Initially the gym and swimming pool were shut down, and shortly afterwards a proposal was developed to demolish the community’s only shared facilities so as to erect a major hotel.

The first design, in 2009, was for a tower of 25 storeys. When this design was rejected by the City of Port Phillip the developer approached the then Victorian Planning Minister Justin Madden (ALP) to remove height restrictions on the site.
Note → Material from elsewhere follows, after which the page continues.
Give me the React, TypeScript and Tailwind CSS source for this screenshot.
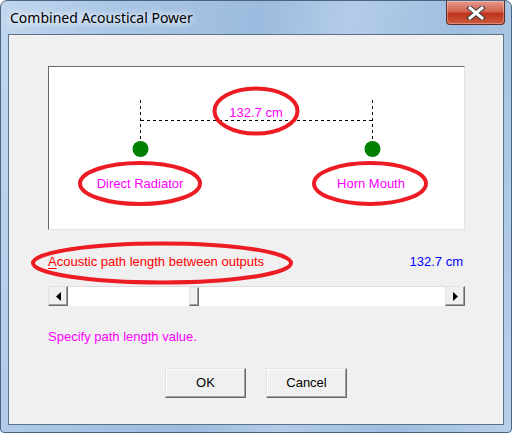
import React from "react";

const uiFont = { fontFamily: '"Liberation Sans", Arial, sans-serif' };

function TitleBar() {
  return (
    <div className="flex h-[33px] items-start">
      <span
        className="pl-[9px] pt-[7px] text-[14px] leading-[20px] text-black [text-shadow:0_0_6px_#fff,0_0_10px_#fff]"
        style={{ fontFamily: '"Noto Sans", "Open Sans", sans-serif' }}
      >
        Combined Acoustical Power
      </span>
      {/* close button */}
      <div className="ml-auto mr-[6px] flex h-[24px] w-[59px] items-center justify-center rounded-b-[4px] border border-t-0 border-[#5b2d2a] bg-[linear-gradient(180deg,#e49a8e_0%,#d4634f_45%,#bd3219_55%,#cf5a40_100%)] shadow-[inset_0_0_0_1px_rgba(255,255,255,0.3)]">
        <svg width="20" height="14" viewBox="0 0 20 14">
          <path d="M4 2 L16 12 M16 2 L4 12" stroke="#3a3a3a" strokeWidth="5" strokeLinecap="square" />
          <path d="M4 2 L16 12 M16 2 L4 12" stroke="#fff" strokeWidth="3" strokeLinecap="square" />
        </svg>
      </div>
    </div>
  );
}

function Diagram() {
  return (
    <div className="ml-[39px] mt-[31px] h-[164px] w-[417px] border border-[#6a6a6a] border-b-[#e3e3e3] border-r-[#e3e3e3] bg-white">
      <svg width="415" height="162" viewBox="0 0 415 162" className="block" style={uiFont}>
        <g stroke="#000" strokeWidth="1" strokeDasharray="3 3" shapeRendering="crispEdges">
          <line x1="91.5" y1="33" x2="91.5" y2="75" />
          <line x1="323.5" y1="33" x2="323.5" y2="75" />
          <line x1="92" y1="53.5" x2="324" y2="53.5" />
        </g>
        <circle cx="91.5" cy="82" r="8" fill="#008000" />
        <circle cx="323.5" cy="82" r="8" fill="#008000" />
        <ellipse cx="207" cy="44" rx="41.5" ry="22.5" fill="none" stroke="#ed1c24" strokeWidth="4" />
        <ellipse cx="91" cy="116.5" rx="60" ry="20.5" fill="none" stroke="#ed1c24" strokeWidth="4" />
        <ellipse cx="321" cy="116.5" rx="56" ry="20.5" fill="none" stroke="#ed1c24" strokeWidth="4" />
        <text x="207" y="47" fill="#ff00ff" fontSize="13" textAnchor="middle" dominantBaseline="middle">
          132.7 cm
        </text>
        <text x="91" y="118" fill="#ff00ff" fontSize="13" textAnchor="middle" dominantBaseline="middle">
          Direct Radiator
        </text>
        <text x="322" y="118" fill="#ff00ff" fontSize="13" textAnchor="middle" dominantBaseline="middle">
          Horn Mouth
        </text>
      </svg>
    </div>
  );
}

function ArrowButton({ dir }: { dir: "left" | "right" }) {
  return (
    <div className="flex h-full w-[20px] shrink-0 items-center justify-center border border-[#e3e3e3] border-b-[#696969] border-r-[#696969] bg-[#f0f0f0] shadow-[inset_-1px_-1px_#a0a0a0]">
      <svg width="5" height="9" viewBox="0 0 5 9">
        {dir === "left" ? <path d="M5 0 L0 4.5 L5 9 Z" fill="#000" /> : <path d="M0 0 L5 4.5 L0 9 Z" fill="#000" />}
      </svg>
    </div>
  );
}

function ScrollBar() {
  return (
    <div className="ml-[39px] mt-[17px] flex h-[20px] w-[417px]">
      <ArrowButton dir="left" />
      <div className="flex flex-1 border-t border-[#dcdcdc] bg-white">
        <div className="w-[121px]" />
        <div className="h-full w-[10px] border border-[#e3e3e3] border-b-[#696969] border-r-[#696969] bg-[#f0f0f0] shadow-[inset_-1px_-1px_#a0a0a0]" />
      </div>
      <ArrowButton dir="right" />
    </div>
  );
}

function Btn({ label }: { label: string }) {
  return (
    <button className="h-[30px] w-[81px] border border-[#e3e3e3] border-b-[#696969] border-r-[#696969] bg-[#f0f0f0] text-[13px] text-black shadow-[inset_-1px_-1px_#a0a0a0,inset_1px_1px_#fff]">
      {label}
    </button>
  );
}

export default function App() {
  return (
    <div className="relative h-[433px] w-[512px] overflow-hidden rounded-t-[7px] rounded-b-[4px] border border-[#4a6580] bg-[linear-gradient(100deg,#c2d7ee_0%,#a9c6e6_20%,#9dbbde_45%,#b3cce8_60%,#9ebddf_80%,#b8d0ea_100%)]">
      <TitleBar />
      <div
        className="ml-[7px] h-[391px] w-[496px] border border-[#5d7187] bg-[#f0f0f0]"
        style={uiFont}
      >
        <Diagram />
        <div className="ml-[39px] mt-[25px] flex w-[417px] items-center justify-between pr-[2px] text-[13px] leading-[14px]">
          <span className="text-[#ff0000]">
            <span className="underline underline-offset-2">A</span>coustic path length between outputs
          </span>
          <span className="text-[#0000ff]">132.7 cm</span>
        </div>
        <ScrollBar />
        <div className="ml-[39px] mt-[24px] text-[13px] leading-[14px] text-[#ff00ff]">Specify path length value.</div>
        <div className="mt-[24px] flex justify-center gap-[20px]">
          <Btn label="OK" />
          <Btn label="Cancel" />
        </div>
      </div>
      {/* annotation ellipse over the label */}
      <svg width="270" height="48" viewBox="0 0 270 48" className="absolute left-[28px] top-[238px]">
        <ellipse cx="133" cy="24" rx="129" ry="19.5" fill="none" stroke="#ed1c24" strokeWidth="4" />
      </svg>
    </div>
  );
}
Andrew Nehme is reported to have threatened that the Kuwaiti royal family could withdraw from Australia if Mr Madden refused to overturn a three-storey height limit. [More]

The original design has now been replaced by a complex of three towers (5 storeys, 10 storeys and 19 storeys), of a rectangular style akin to an office tower in the CBD.
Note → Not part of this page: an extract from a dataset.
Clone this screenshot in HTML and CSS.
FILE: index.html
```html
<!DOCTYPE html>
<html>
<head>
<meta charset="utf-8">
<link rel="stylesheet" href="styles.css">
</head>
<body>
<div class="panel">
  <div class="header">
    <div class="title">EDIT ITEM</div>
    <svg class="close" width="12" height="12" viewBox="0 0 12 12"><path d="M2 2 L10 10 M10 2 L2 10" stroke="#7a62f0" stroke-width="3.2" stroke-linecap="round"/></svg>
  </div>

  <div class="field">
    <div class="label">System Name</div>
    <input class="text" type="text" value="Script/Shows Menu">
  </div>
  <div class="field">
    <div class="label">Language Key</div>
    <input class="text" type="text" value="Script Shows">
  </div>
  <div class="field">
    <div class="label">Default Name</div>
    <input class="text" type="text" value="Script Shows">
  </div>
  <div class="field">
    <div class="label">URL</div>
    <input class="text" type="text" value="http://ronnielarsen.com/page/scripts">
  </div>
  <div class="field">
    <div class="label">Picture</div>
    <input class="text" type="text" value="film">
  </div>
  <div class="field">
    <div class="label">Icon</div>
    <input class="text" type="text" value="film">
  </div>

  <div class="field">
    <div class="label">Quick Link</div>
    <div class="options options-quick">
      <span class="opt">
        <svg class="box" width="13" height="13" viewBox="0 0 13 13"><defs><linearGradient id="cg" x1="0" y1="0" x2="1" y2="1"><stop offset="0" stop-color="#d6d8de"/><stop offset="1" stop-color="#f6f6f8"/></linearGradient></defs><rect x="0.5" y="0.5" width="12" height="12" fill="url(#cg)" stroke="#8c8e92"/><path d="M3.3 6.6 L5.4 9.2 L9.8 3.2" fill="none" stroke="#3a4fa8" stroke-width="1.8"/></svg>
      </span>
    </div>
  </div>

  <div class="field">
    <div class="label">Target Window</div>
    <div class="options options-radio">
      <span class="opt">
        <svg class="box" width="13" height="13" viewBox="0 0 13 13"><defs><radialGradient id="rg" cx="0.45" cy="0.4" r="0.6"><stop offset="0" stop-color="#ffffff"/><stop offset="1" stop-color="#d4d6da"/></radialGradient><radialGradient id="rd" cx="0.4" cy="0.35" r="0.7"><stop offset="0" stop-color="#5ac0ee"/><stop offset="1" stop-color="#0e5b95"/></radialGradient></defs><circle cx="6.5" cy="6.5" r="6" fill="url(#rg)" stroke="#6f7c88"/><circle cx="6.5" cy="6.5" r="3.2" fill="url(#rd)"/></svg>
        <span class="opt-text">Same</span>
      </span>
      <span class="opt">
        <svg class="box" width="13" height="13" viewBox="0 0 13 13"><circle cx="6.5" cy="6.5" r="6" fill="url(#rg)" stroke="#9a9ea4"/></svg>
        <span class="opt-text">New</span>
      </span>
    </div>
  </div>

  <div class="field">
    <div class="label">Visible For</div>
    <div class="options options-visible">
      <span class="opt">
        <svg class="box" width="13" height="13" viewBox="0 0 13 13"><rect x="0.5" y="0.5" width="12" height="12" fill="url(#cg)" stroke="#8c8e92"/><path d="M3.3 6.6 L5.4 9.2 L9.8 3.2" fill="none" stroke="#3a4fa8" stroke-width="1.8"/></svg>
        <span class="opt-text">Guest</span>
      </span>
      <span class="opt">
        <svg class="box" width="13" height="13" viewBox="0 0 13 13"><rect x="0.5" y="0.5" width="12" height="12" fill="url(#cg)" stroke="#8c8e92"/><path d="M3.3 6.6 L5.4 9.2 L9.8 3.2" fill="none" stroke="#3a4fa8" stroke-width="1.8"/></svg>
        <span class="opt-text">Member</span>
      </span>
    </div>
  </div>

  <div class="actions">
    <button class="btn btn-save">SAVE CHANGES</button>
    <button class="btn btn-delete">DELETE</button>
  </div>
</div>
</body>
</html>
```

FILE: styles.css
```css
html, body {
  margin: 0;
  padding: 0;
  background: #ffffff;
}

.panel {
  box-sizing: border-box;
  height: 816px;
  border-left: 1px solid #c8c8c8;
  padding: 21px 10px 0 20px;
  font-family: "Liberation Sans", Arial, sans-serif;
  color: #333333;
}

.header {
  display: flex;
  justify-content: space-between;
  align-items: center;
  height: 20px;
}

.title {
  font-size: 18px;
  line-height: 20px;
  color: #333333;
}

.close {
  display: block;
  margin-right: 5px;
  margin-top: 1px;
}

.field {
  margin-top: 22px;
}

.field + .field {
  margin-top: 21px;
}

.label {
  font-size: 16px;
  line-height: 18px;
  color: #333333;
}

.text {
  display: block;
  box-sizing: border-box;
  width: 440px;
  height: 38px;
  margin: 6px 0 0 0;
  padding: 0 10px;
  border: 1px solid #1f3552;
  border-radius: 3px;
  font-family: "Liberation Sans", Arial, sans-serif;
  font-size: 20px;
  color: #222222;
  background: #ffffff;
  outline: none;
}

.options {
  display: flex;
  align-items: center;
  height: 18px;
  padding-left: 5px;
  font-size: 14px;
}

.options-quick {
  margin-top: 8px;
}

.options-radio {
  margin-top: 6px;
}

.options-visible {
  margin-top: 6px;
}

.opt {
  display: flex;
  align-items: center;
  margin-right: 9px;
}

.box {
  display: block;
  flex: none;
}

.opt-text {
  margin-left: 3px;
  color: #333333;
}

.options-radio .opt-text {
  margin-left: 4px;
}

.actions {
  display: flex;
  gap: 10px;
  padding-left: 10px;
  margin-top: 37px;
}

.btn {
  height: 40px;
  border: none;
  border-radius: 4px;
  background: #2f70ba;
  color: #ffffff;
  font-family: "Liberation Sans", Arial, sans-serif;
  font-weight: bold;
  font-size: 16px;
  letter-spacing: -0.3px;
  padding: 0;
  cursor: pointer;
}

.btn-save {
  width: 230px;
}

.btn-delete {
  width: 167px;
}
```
1-11 Waterfront Place Port Melbourne - Original design

Waterfront Place: original design

1-11 Waterfront Place Port Melbourne  - Looking north

Waterfront Place: current proposal, looking north

The covenants

Restrictive covenants over 1-7 Waterfront Place are held by residents to prevent any development outside the original architectural plan for the Beacon Cove estate.
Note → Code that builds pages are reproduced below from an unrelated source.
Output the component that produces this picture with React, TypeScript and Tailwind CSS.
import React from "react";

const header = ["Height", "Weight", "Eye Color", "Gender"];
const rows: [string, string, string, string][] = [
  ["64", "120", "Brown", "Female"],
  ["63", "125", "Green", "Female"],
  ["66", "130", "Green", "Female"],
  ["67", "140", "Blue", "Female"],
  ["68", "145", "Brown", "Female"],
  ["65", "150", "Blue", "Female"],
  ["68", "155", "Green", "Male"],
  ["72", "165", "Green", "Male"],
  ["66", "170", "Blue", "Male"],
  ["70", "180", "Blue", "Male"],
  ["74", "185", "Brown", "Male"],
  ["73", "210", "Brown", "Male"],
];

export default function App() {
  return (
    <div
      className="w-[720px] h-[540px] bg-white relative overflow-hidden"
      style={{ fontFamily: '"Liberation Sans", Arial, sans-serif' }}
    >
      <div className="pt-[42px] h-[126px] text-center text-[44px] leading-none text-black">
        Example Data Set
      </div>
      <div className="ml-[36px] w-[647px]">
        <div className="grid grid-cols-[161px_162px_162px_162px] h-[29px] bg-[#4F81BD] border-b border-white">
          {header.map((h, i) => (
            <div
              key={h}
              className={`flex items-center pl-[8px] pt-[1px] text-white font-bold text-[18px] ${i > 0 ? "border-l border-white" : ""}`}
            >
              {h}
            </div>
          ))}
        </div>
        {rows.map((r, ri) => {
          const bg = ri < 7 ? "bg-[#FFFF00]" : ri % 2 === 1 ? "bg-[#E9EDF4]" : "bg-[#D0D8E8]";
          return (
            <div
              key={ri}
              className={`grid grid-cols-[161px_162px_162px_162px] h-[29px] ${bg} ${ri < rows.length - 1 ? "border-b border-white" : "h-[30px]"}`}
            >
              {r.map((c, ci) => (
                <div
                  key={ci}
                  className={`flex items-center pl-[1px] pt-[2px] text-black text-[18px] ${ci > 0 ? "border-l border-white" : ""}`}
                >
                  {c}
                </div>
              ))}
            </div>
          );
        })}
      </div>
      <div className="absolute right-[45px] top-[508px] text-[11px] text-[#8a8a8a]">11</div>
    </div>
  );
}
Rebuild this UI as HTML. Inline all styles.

In August 2008 the developer initiated action in the Supreme Court of Victoria to have the restrictive covenants removed under Section 84(2) of the Property Law Act with the Department of Infrastructure joined as Defendant, but this action was dropped.

In July 2012 the developer again applied to the Supreme Court of Victoria to have the covenants removed under Section 84(1) of the Property Law Act with Mirvac anor joined as Defendants. This application has not yet been judged.

The developer also applied to the City of Port Phillip to have the covenants removed, but this application was refused in April 2013. The developer immediately applied to the Victorian Civil and Administrative Tribunal for a review of that decision in parallel with the Supreme Court action, which is still current.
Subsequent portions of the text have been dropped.